Holding — Musmanno, J.
- The Superior Court of Pennsylvania held that the trial court properly denied Weston's Motion for Summary Judgment.
Rule
- ERISA does not preempt state law claims that are based on contractual obligations and do not require interpretation of an employee benefit plan.
Reasoning
- The court reasoned that federal preemption is a jurisdictional issue that challenges a state court's authority to hear a case.
- The Court noted that while ERISA does contain preemption provisions, the causes of action raised by Highmark were related to breach of contract and did not "relate to" ERISA plans as defined under the Act.
- The Court explained that the claims did not require interpretation of the ERISA plan and were based on Weston's contractual obligations.
- Therefore, Highmark’s claims fell outside ERISA’s preemptive scope.
- The Court also highlighted that Weston failed to demonstrate that the contracts mandated all legal actions to be pursued under ERISA.
- It concluded that Highmark's action was not preempted by ERISA and affirmed the trial court's decision.
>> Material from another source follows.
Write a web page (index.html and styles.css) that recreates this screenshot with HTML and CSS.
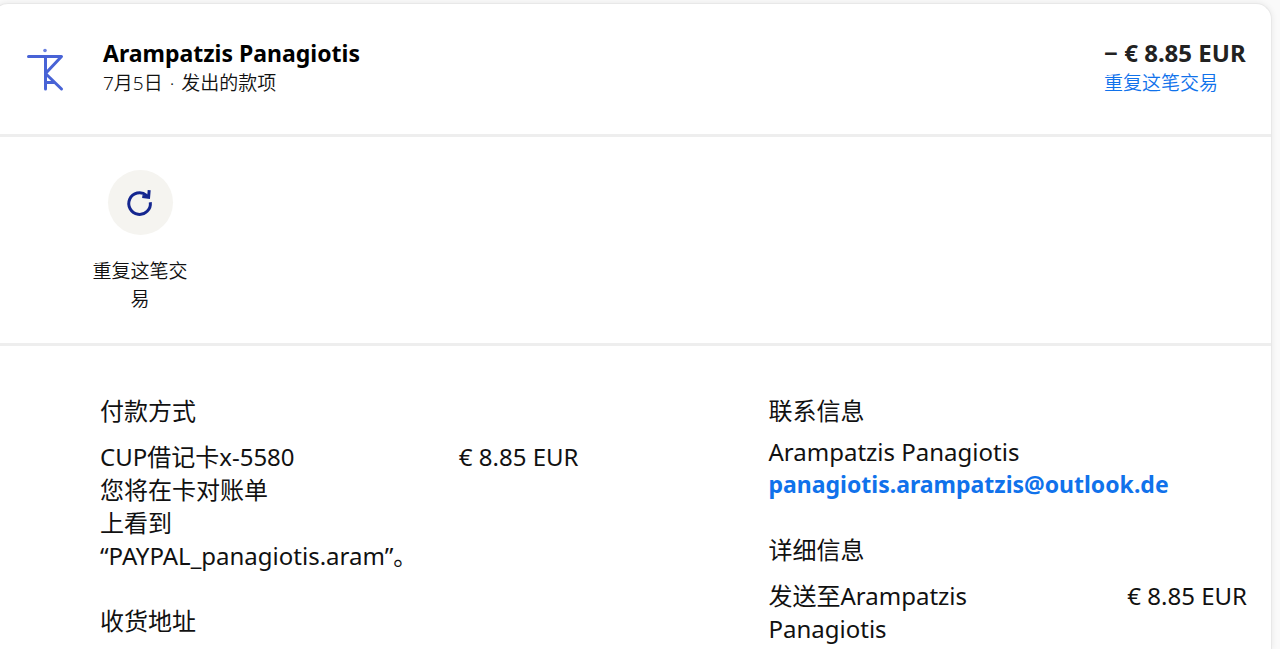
FILE: index.html
```html
<!DOCTYPE html>
<html lang="zh-CN">
<head>
	<meta charset="UTF-8">
	<meta name="viewport" content="width=device-width, initial-scale=1.0">
	<title>Arampatzis Panagiotis</title>
	<link rel="stylesheet" href="styles.css">
</head>
<body>
	<main class="card">
		<header class="summary">
			<svg class="logo" viewBox="0 0 64 64" aria-hidden="true">
				<circle cx="32" cy="13.500" r="1.800" fill="#6a80e0" />
				<path d="M15.500 19.500H48.500L32.500 36.500V52M32.500 19.500V36.500L48.500 52M32.500 45.500H41.500" fill="none" stroke="#4863d6" stroke-width="3" stroke-linecap="round" stroke-linejoin="round" />
			</svg>
			<div class="payee">
				<h1 class="name">Arampatzis Panagiotis</h1>
				<p class="meta">7月5日<span class="dot"> · </span>发出的款项</p>
			</div>
			<div class="total">
				<p class="total-amount">− € 8.85 EUR</p>
				<a class="repeat-link" href="#">重复这笔交易</a>
			</div>
		</header>

		<section class="actions">
			<button class="action" type="button">
				<span class="action-icon">
					<svg viewBox="0 0 32 32" width="32" height="32" aria-hidden="true">
						<path d="M26.300 15.200A10.800 10.800 0 1 1 22.500 8.300L24.500 10.200" />
						<path d="M25.200 3.200L24.600 10.200L18.300 9.400" />
					</svg>
				</span>
				<span class="action-label">重复这笔交易</span>
			</button>
		</section>

		<section class="details">
			<div class="column">
				<div class="block">
					<h2>付款方式</h2>
					<div class="line">
						<p class="line-text">CUP借记卡x-5580<br>您将在卡对账单<br>上看到<br>“PAYPAL_panagiotis.aram”。</p>
						<p class="amount">€ 8.85 EUR</p>
					</div>
				</div>
				<div class="block">
					<h2>收货地址</h2>
				</div>
			</div>
			<div class="column">
				<div class="block">
					<h2>联系信息</h2>
					<p class="contact">Arampatzis Panagiotis</p>
					<a class="email" href="mailto:panagiotis.arampatzis@outlook.de">panagiotis.arampatzis@outlook.de</a>
				</div>
				<div class="block">
					<h2>详细信息</h2>
					<div class="line">
						<p class="line-text">发送至Arampatzis<br>Panagiotis</p>
						<p class="amount">€ 8.85 EUR</p>
					</div>
				</div>
			</div>
		</section>
	</main>
</body>
</html>
```
FILE: styles.css
```css
* {
	box-sizing: border-box;
}

body {
	display: flex;
	flex-direction: column;
	min-height: 100vh;
	margin: 0;
	background-color: #fafafa;
	color: #111;
	font-family: "Noto Sans", "Noto Sans CJK SC", sans-serif;
	font-size: 24px;
	line-height: 33px;
}

h1, h2, p {
	margin: 0;
	font-size: 24px;
	font-weight: 400;
}

a {
	color: #1072eb;
	text-decoration: none;
}

a:hover {
	text-decoration: underline;
}

.card {
	flex: 1;
	margin: 3px 8px 0 -8px;
	background-color: #fff;
	border: 1px solid #e8e8e8;
	border-bottom: 0;
	border-radius: 16px 16px 0 0;
	box-shadow: 0 0 6px rgba(0, 0, 0, 0.08);
}

.summary {
	display: flex;
	align-items: flex-start;
	padding: 33px 22px 33px 20px;
	border-bottom: 3px solid #eee;
}

.logo {
	width: 64px;
	height: 64px;
	margin-right: 26px;
}

.payee {
	flex: 1;
}

.name {
	color: #000;
	font-size: 23px;
	font-weight: 700;
	line-height: 32px;
}

.meta {
	font-size: 19px;
	line-height: 28px;
	font-weight: 350;
}

.dot {
	margin: 0 2px;
}

.total {
	min-width: 145px;
}

.total-amount {
	color: #222;
	font-weight: 700;
	line-height: 32px;
}

.repeat-link {
	display: block;
	font-size: 19px;
	line-height: 28px;
	font-weight: 350;
}

.actions {
	padding: 33px 0 30px 98px;
	border-bottom: 3px solid #eee;
}

.action {
	display: flex;
	flex-direction: column;
	align-items: center;
	gap: 22px;
	width: 98px;
	padding: 0;
	border: 0;
	background: none;
	color: #111;
	font-family: inherit;
	font-size: 19px;
	font-weight: 350;
	line-height: 28px;
	cursor: pointer;
}

.action-icon {
	display: flex;
	align-items: center;
	justify-content: center;
	width: 65px;
	height: 65px;
	border-radius: 50%;
	background-color: #f5f4f0;
}

.action-icon path {
	fill: none;
	stroke: #14268f;
	stroke-width: 3;
}

.details {
	display: flex;
	gap: 190px;
	padding: 48px 24px 0 107px;
}

.column {
	flex: 1;
}

.block {
	margin-bottom: 32px;
}

.block:last-child {
	margin-bottom: 0;
}

.block h2 {
	margin-bottom: 8px;
}

.line {
	display: flex;
	justify-content: space-between;
	padding-top: 5px;
}

.amount {
	white-space: nowrap;
}

.email {
	display: block;
	font-size: 23px;
	font-weight: 700;
}
```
Deep Dive: How the Court Reached Its Decision
Jurisdictional Issues
The Superior Court of Pennsylvania addressed the jurisdictional implications of Weston's argument regarding ERISA preemption. The Court emphasized that federal preemption poses a jurisdictional challenge to a state court's authority to adjudicate a case. It noted that while ERISA contains provisions for preemption, these apply only if the state law claims "relate to" employee benefit plans as defined under the Act. The Court underscored that it must consider the specific claims raised by Highmark to determine whether they fell within the scope of ERISA’s preemption. In this case, the claims stemmed from a contractual relationship, which the Court asserted did not invoke ERISA's jurisdictional constraints. Thus, the Court concluded that the state court retained the authority to hear Highmark's claims, as they did not exclusively pertain to ERISA plans.
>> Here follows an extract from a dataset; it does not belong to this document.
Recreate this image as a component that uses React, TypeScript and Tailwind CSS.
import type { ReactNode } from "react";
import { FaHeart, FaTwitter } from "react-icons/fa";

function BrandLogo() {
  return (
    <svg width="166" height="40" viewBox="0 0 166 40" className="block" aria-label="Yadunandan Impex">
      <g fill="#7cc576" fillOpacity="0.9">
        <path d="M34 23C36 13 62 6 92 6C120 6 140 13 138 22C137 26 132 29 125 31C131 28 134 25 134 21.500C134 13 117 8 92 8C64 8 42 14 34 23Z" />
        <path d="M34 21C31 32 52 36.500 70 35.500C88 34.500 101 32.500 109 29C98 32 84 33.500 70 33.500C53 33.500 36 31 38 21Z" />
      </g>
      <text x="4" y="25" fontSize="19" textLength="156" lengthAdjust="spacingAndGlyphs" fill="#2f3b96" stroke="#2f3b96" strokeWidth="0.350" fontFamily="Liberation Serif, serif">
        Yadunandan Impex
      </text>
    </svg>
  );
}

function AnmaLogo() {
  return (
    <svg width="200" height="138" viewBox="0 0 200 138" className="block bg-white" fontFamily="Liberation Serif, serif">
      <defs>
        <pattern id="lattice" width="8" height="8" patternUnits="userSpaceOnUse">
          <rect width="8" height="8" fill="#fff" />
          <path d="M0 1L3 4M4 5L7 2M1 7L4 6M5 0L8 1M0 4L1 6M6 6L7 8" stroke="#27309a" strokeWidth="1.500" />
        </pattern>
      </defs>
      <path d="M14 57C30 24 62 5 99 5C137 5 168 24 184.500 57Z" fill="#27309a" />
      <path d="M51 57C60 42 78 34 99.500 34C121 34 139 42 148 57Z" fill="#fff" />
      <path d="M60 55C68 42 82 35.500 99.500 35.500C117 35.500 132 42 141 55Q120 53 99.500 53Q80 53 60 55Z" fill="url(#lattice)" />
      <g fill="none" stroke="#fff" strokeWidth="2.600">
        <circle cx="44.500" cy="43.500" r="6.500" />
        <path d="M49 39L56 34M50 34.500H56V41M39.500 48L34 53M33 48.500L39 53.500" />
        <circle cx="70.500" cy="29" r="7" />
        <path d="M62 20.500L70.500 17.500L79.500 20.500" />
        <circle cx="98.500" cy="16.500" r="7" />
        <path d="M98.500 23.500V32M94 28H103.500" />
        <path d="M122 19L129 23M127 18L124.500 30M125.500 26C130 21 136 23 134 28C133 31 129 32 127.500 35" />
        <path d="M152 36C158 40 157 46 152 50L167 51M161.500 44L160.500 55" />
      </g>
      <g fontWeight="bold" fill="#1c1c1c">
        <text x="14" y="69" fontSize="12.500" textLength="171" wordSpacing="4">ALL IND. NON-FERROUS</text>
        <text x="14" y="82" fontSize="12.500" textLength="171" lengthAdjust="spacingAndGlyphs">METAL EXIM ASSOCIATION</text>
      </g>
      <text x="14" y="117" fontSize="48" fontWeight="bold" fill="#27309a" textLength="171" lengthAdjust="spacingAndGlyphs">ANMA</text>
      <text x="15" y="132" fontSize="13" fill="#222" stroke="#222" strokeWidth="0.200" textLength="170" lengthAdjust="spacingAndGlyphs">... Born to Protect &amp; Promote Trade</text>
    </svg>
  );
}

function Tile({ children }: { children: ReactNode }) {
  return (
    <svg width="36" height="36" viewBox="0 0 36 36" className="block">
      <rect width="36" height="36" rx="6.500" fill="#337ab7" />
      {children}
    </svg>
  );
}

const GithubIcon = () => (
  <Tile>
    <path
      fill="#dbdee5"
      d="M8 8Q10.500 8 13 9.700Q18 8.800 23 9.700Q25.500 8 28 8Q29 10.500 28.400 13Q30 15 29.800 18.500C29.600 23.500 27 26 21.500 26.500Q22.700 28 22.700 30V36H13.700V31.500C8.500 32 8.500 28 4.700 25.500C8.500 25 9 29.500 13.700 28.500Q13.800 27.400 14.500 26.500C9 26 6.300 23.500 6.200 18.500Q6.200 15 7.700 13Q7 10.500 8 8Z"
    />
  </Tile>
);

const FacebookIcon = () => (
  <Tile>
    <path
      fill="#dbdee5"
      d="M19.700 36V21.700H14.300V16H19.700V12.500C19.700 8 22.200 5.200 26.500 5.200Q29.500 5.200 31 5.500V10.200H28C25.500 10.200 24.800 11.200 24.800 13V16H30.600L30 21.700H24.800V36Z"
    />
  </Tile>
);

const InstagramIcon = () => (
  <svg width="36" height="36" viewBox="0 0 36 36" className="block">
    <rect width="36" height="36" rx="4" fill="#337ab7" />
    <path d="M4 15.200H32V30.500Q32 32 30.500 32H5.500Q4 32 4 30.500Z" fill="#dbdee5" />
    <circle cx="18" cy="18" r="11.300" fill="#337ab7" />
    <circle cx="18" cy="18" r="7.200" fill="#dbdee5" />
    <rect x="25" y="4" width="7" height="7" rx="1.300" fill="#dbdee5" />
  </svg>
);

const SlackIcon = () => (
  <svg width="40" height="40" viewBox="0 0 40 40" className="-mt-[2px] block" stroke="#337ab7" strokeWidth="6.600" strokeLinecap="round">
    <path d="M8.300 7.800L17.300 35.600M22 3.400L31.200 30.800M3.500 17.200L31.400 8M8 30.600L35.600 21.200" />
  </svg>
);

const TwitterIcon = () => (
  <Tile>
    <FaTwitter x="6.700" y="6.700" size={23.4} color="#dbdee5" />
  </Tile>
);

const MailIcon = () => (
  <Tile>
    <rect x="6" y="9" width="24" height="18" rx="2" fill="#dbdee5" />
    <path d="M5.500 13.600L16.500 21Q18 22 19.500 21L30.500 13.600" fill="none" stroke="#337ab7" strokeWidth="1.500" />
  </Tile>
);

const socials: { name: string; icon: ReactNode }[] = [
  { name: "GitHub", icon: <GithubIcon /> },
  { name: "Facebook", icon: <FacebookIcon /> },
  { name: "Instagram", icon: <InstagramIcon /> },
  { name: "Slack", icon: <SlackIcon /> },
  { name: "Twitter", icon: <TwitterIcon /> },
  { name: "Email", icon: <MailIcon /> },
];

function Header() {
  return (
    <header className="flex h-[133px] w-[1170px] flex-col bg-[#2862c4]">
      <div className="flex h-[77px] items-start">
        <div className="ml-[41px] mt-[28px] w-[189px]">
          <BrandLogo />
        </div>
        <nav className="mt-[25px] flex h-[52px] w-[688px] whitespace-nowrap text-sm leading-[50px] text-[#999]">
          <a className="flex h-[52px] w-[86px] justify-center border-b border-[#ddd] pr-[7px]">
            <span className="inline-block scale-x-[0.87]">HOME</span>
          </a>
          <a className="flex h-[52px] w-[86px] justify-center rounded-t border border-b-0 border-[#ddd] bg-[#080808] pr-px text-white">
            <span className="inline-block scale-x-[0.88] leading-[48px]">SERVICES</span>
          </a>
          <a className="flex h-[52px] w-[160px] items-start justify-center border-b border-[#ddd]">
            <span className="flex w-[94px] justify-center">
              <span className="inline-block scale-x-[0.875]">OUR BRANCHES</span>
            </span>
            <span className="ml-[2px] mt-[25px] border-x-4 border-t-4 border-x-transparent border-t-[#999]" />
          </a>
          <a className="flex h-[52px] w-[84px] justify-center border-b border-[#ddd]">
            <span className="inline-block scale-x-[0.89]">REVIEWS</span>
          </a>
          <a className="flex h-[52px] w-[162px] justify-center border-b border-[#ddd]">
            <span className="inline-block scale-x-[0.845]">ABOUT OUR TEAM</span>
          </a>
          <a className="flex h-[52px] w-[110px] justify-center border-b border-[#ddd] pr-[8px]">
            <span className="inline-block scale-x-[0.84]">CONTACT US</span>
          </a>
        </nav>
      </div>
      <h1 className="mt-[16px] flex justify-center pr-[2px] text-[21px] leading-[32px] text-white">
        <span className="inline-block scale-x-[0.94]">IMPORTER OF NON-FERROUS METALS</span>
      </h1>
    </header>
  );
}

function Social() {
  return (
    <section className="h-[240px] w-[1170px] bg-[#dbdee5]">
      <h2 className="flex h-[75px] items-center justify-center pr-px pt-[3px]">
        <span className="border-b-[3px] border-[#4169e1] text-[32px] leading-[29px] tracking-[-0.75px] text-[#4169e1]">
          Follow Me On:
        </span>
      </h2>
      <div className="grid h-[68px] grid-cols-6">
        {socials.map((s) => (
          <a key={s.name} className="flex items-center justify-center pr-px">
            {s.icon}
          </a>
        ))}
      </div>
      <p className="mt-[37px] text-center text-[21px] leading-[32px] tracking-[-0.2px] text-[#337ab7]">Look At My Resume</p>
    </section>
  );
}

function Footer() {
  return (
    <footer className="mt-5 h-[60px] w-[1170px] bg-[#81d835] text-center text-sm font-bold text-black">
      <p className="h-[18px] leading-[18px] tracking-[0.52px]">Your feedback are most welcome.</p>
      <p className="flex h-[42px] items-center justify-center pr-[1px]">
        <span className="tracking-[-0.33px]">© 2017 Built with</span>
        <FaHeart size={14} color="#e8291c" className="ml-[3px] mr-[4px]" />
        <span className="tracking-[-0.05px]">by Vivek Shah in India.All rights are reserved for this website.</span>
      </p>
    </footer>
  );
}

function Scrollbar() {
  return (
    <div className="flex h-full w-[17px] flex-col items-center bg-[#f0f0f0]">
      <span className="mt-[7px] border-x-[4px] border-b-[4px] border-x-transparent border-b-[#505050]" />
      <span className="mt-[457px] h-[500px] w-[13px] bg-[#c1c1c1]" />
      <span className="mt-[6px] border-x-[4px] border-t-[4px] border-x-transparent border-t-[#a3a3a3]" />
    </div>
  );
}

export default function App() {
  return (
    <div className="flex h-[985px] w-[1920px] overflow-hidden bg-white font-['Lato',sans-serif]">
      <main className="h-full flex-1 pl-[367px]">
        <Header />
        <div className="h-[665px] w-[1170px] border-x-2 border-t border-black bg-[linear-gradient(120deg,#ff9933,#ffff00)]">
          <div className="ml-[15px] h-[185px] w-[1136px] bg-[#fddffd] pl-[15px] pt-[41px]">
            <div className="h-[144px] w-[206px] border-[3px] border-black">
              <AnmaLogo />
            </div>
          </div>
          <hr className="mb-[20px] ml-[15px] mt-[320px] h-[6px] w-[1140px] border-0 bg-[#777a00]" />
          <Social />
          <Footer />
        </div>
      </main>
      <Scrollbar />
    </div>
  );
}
Analysis of Highmark's Claims
The Court examined the nature of Highmark's claims against Weston, which included breach of contract, unjust enrichment, and account stated. It found that these causes of action were fundamentally tied to Weston's obligations under the contracts rather than the administration or interpretation of ERISA plans. The Court reasoned that adjudicating these claims would not necessitate an analysis of the ERISA plan itself, nor would it impact the benefits structure or administration inherent to ERISA. The claims merely sought to enforce the contractual arrangements between the parties regarding payment obligations and deficits incurred. Consequently, the Court concluded that Highmark's claims did not "relate to" an employee benefit plan as intended under ERISA’s preemption provisions. This distinction was crucial in affirming that state law claims, grounded in contract, were not preempted by the federal statute.
Weston's Contractual Obligations
Weston argued that the contracts explicitly required any legal action to be pursued under ERISA's administrative provisions. However, the Court found that Weston failed to provide adequate support for this assertion. It noted that while the contracts included provisions for employees to seek recourse under ERISA, this did not extend to the contractual disputes between Weston and Highmark. The definitions within the contracts referred to Weston as the "Group" and Highmark as "the Plan," indicating that the obligations discussed did not necessitate ERISA procedures for resolution. The Court highlighted that Weston did not cite any specific contractual language that mandated that legal actions involving the company itself must be initiated under ERISA. Therefore, the Court determined that Weston's reliance on this argument was misplaced and did not warrant the application of ERISA standards.
Conclusion on Preemption
Ultimately, the Superior Court concluded that Highmark’s actions were not preempted by ERISA. It noted that the claims raised by Highmark were based on contractual rights and obligations rather than on the regulation of employee benefit plans. The Court reinforced that ERISA was designed to provide a uniform regulatory framework for employee benefits but did not extend to every contractual dispute arising from those benefits. By applying the "relate to" standard articulated in prior Supreme Court cases, the Court found that Highmark's claims had only a peripheral connection to ERISA and therefore did not invoke preemption. Consequently, the Court affirmed the trial court's decision to deny Weston's Motion for Summary Judgment, allowing Highmark to pursue its claims in state court without interference from ERISA.